#### Requirements
Tally every line of the listing below that holds "screenshot", then give the tally alone.

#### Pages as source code
•••••

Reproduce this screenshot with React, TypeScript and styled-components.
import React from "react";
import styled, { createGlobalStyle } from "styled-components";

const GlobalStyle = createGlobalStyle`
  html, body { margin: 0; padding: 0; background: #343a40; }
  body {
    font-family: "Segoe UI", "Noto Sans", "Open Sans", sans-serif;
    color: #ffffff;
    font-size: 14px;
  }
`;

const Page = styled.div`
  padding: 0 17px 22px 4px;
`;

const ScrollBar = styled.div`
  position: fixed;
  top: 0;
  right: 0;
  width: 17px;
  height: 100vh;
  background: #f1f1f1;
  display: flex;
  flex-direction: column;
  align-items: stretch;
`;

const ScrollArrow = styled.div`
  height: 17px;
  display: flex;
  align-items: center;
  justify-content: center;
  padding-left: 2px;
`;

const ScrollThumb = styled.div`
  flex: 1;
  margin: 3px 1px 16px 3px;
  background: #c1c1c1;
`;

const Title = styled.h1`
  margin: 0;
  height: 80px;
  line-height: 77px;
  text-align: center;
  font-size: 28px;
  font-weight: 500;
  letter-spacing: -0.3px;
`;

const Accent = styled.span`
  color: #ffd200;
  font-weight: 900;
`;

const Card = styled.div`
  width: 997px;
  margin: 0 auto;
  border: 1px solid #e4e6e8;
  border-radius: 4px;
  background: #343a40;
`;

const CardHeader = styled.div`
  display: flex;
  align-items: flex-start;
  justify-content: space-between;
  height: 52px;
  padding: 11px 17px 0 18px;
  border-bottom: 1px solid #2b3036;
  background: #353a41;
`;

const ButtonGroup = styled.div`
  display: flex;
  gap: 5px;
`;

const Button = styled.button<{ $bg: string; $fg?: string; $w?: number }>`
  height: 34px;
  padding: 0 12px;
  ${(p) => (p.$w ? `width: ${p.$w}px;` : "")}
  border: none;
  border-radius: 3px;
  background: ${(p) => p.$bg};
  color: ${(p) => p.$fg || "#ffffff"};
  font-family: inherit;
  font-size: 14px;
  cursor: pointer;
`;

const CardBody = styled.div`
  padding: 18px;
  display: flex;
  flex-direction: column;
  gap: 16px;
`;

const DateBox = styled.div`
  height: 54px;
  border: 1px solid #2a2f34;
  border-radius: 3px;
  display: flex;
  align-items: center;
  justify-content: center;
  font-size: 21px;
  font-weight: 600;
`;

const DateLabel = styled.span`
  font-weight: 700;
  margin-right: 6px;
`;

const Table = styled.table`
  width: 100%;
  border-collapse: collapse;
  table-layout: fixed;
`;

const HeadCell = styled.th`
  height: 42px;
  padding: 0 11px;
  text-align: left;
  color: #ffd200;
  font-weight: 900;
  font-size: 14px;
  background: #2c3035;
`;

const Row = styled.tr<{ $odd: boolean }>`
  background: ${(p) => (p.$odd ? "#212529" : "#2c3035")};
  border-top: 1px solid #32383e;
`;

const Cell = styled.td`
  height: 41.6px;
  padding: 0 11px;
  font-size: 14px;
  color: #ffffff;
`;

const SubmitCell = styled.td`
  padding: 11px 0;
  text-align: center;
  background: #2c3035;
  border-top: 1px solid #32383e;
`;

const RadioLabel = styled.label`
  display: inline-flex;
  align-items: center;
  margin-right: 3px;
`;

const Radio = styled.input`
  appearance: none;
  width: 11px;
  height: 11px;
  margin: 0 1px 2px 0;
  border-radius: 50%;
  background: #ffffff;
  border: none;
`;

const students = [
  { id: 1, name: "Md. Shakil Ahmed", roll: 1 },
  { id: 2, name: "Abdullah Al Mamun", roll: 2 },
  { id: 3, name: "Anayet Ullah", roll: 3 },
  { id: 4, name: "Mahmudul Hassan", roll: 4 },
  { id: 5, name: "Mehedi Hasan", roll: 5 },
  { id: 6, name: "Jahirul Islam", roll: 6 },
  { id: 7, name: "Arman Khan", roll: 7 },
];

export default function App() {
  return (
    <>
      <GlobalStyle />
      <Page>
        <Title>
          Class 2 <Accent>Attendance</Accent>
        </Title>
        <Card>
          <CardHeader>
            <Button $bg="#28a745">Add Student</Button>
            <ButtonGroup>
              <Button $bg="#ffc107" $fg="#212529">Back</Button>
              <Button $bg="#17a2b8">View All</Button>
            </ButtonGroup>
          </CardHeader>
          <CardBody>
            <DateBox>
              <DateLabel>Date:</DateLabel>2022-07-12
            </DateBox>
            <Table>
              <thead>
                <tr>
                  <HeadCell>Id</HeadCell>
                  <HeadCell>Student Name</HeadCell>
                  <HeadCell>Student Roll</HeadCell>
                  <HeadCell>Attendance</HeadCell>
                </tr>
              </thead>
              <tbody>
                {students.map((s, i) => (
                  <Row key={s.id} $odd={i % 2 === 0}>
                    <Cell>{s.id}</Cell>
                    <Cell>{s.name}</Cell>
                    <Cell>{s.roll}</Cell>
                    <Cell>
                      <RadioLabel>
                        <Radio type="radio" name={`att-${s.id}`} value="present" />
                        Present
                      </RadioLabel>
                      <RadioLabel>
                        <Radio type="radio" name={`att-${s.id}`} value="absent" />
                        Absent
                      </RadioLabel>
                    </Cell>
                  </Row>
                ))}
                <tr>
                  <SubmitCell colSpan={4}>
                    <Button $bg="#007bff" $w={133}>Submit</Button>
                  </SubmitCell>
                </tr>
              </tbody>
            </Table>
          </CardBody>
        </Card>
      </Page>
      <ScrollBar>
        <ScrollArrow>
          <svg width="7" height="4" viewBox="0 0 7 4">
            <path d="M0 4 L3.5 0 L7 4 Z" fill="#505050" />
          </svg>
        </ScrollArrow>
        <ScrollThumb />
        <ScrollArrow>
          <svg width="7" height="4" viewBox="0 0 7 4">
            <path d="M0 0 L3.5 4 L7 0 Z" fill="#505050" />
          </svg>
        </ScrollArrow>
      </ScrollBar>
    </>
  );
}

•••••

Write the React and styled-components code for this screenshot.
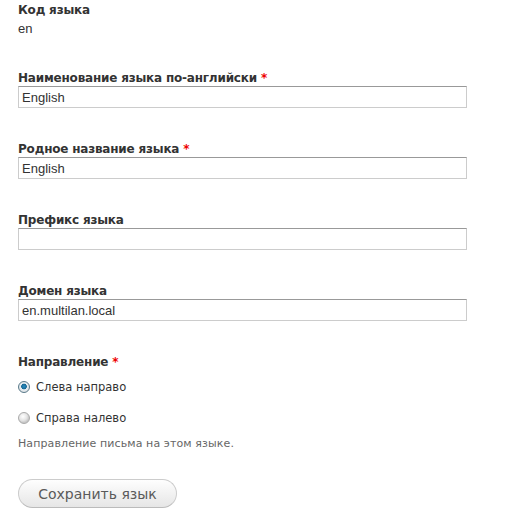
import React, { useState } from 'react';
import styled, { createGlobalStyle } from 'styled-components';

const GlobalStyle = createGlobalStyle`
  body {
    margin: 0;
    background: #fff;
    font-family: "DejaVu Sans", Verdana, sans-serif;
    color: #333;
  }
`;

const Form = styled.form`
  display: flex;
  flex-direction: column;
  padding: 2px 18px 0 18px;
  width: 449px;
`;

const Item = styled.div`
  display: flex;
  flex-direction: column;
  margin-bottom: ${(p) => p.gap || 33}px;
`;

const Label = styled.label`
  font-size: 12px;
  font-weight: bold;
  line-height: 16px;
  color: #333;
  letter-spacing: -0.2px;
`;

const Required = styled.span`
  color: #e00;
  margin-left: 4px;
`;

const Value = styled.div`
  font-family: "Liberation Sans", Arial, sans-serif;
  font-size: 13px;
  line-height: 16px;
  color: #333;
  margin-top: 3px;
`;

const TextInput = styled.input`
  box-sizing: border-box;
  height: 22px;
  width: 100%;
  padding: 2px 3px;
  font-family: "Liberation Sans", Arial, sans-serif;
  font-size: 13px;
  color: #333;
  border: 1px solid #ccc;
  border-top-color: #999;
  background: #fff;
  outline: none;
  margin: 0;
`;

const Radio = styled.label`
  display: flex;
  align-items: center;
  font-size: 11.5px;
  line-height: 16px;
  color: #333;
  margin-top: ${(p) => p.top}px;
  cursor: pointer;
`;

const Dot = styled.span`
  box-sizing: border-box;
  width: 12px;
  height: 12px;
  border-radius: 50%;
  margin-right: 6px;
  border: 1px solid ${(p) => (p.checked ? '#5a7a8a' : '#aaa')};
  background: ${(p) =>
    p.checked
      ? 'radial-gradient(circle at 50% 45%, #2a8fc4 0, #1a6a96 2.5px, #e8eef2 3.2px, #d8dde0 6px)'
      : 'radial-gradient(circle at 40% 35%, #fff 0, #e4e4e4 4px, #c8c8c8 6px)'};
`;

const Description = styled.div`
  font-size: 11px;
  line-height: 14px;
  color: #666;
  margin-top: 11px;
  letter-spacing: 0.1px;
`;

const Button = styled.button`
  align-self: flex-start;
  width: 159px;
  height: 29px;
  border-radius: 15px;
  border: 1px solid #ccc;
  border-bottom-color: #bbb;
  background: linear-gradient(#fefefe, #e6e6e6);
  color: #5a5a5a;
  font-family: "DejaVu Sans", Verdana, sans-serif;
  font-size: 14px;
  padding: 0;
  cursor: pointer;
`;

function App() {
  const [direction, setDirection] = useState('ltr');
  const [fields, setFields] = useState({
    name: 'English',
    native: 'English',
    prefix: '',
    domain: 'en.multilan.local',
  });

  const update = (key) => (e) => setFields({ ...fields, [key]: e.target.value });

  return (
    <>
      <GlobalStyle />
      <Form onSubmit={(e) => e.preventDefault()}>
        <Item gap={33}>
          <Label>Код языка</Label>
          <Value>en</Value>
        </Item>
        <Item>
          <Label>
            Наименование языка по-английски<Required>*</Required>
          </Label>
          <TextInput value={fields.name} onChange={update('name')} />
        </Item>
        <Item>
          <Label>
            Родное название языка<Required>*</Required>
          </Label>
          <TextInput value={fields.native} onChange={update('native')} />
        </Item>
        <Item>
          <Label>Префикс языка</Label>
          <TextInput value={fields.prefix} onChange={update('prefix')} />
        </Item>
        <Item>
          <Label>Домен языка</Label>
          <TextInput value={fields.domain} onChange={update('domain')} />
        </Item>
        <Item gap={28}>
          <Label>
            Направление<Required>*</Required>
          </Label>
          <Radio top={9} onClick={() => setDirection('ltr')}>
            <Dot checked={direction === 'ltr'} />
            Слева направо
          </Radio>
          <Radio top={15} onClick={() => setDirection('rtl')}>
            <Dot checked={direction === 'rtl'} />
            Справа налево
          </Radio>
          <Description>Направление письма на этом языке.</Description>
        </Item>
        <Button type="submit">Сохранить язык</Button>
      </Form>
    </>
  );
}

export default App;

•••••

#### Problem solution
2